··· Material ···

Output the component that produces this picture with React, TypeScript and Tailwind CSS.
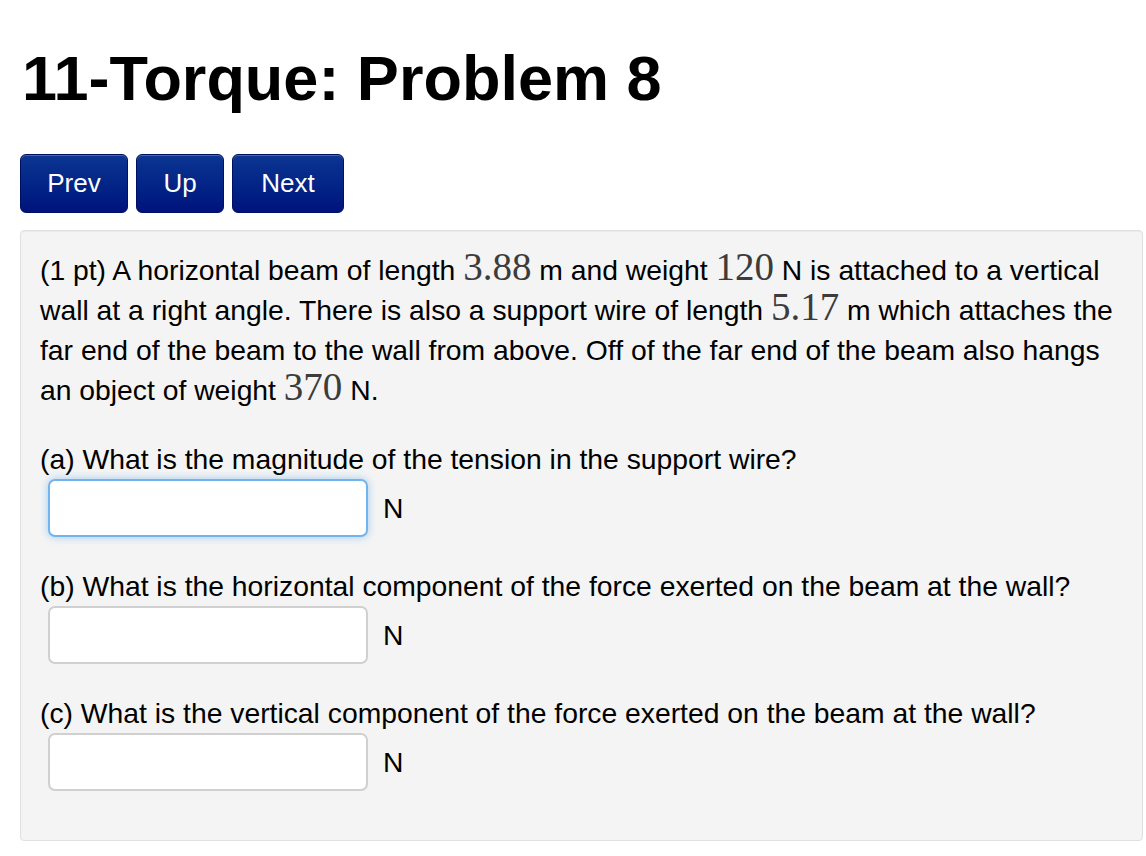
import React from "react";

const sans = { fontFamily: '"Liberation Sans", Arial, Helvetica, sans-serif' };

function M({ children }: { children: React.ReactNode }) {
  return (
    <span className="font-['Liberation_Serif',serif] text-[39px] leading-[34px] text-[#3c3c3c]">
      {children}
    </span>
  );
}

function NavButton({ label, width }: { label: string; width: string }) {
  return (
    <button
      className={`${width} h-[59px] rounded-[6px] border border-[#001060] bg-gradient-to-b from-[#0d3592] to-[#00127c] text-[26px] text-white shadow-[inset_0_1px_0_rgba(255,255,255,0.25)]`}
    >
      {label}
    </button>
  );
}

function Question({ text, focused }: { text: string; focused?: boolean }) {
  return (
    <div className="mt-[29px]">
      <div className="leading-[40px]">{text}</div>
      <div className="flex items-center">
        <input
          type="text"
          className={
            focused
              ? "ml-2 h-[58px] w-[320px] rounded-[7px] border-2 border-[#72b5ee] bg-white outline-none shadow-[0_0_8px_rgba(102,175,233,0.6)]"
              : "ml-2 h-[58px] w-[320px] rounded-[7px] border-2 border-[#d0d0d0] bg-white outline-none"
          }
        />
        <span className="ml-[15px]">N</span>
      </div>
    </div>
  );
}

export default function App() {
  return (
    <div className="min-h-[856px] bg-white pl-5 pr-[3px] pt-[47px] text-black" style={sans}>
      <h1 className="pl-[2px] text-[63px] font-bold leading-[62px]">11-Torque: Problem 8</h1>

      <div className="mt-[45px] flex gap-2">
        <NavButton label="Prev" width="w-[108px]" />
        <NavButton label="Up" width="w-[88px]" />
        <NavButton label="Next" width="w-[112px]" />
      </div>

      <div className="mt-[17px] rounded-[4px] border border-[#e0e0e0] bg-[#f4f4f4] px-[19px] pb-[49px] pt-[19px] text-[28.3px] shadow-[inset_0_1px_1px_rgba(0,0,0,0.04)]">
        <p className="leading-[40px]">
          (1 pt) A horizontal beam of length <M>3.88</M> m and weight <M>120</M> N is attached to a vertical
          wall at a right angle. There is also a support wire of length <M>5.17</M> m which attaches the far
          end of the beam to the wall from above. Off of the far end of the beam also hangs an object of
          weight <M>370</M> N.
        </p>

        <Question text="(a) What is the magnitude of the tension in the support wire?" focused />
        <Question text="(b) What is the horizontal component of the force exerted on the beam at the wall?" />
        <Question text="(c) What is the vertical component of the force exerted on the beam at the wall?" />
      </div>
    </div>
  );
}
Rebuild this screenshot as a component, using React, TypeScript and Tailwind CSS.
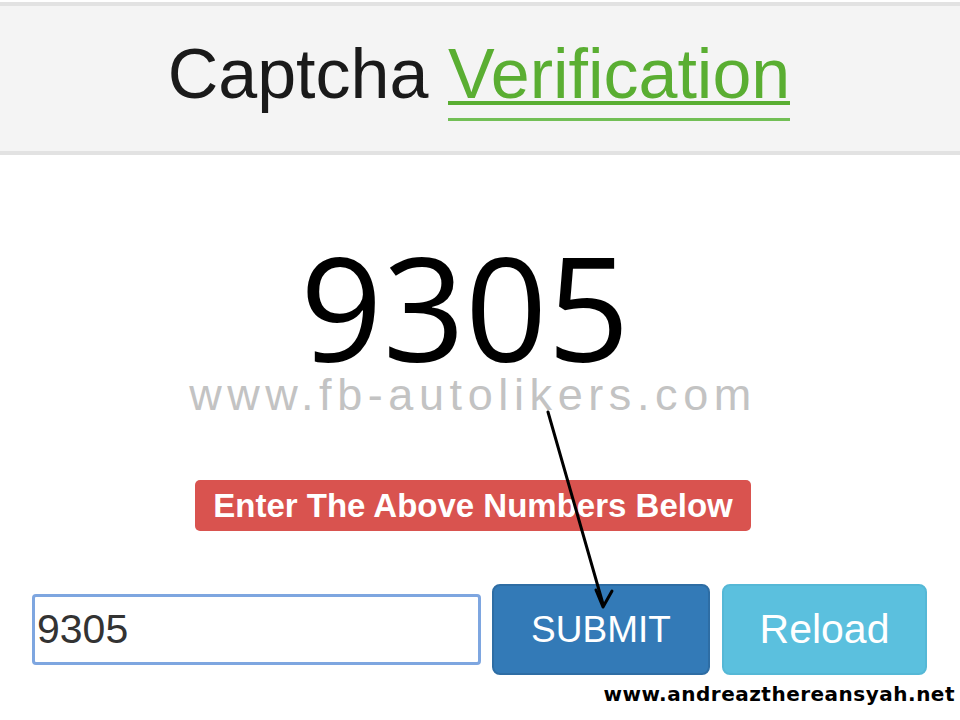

···

**Directions**
Quote the records above in full, dropping each picture.

**Exercise answer**
Output the component that produces this picture with React, TypeScript and Tailwind CSS.
import React from "react";

const sans = { fontFamily: '"Liberation Sans", Arial, Helvetica, sans-serif' };

function M({ children }: { children: React.ReactNode }) {
  return (
    <span className="font-['Liberation_Serif',serif] text-[39px] leading-[34px] text-[#3c3c3c]">
      {children}
    </span>
  );
}

function NavButton({ label, width }: { label: string; width: string }) {
  return (
    <button
      className={`${width} h-[59px] rounded-[6px] border border-[#001060] bg-gradient-to-b from-[#0d3592] to-[#00127c] text-[26px] text-white shadow-[inset_0_1px_0_rgba(255,255,255,0.25)]`}
    >
      {label}
    </button>
  );
}

function Question({ text, focused }: { text: string; focused?: boolean }) {
  return (
    <div className="mt-[29px]">
      <div className="leading-[40px]">{text}</div>
      <div className="flex items-center">
        <input
          type="text"
          className={
            focused
              ? "ml-2 h-[58px] w-[320px] rounded-[7px] border-2 border-[#72b5ee] bg-white outline-none shadow-[0_0_8px_rgba(102,175,233,0.6)]"
              : "ml-2 h-[58px] w-[320px] rounded-[7px] border-2 border-[#d0d0d0] bg-white outline-none"
          }
        />
        <span className="ml-[15px]">N</span>
      </div>
    </div>
  );
}

export default function App() {
  return (
    <div className="min-h-[856px] bg-white pl-5 pr-[3px] pt-[47px] text-black" style={sans}>
      <h1 className="pl-[2px] text-[63px] font-bold leading-[62px]">11-Torque: Problem 8</h1>

      <div className="mt-[45px] flex gap-2">
        <NavButton label="Prev" width="w-[108px]" />
        <NavButton label="Up" width="w-[88px]" />
        <NavButton label="Next" width="w-[112px]" />
      </div>

      <div className="mt-[17px] rounded-[4px] border border-[#e0e0e0] bg-[#f4f4f4] px-[19px] pb-[49px] pt-[19px] text-[28.3px] shadow-[inset_0_1px_1px_rgba(0,0,0,0.04)]">
        <p className="leading-[40px]">
          (1 pt) A horizontal beam of length <M>3.88</M> m and weight <M>120</M> N is attached to a vertical
          wall at a right angle. There is also a support wire of length <M>5.17</M> m which attaches the far
          end of the beam to the wall from above. Off of the far end of the beam also hangs an object of
          weight <M>370</M> N.
        </p>

        <Question text="(a) What is the magnitude of the tension in the support wire?" focused />
        <Question text="(b) What is the horizontal component of the force exerted on the beam at the wall?" />
        <Question text="(c) What is the vertical component of the force exerted on the beam at the wall?" />
      </div>
    </div>
  );
}
Rebuild this screenshot as a component, using React, TypeScript and Tailwind CSS.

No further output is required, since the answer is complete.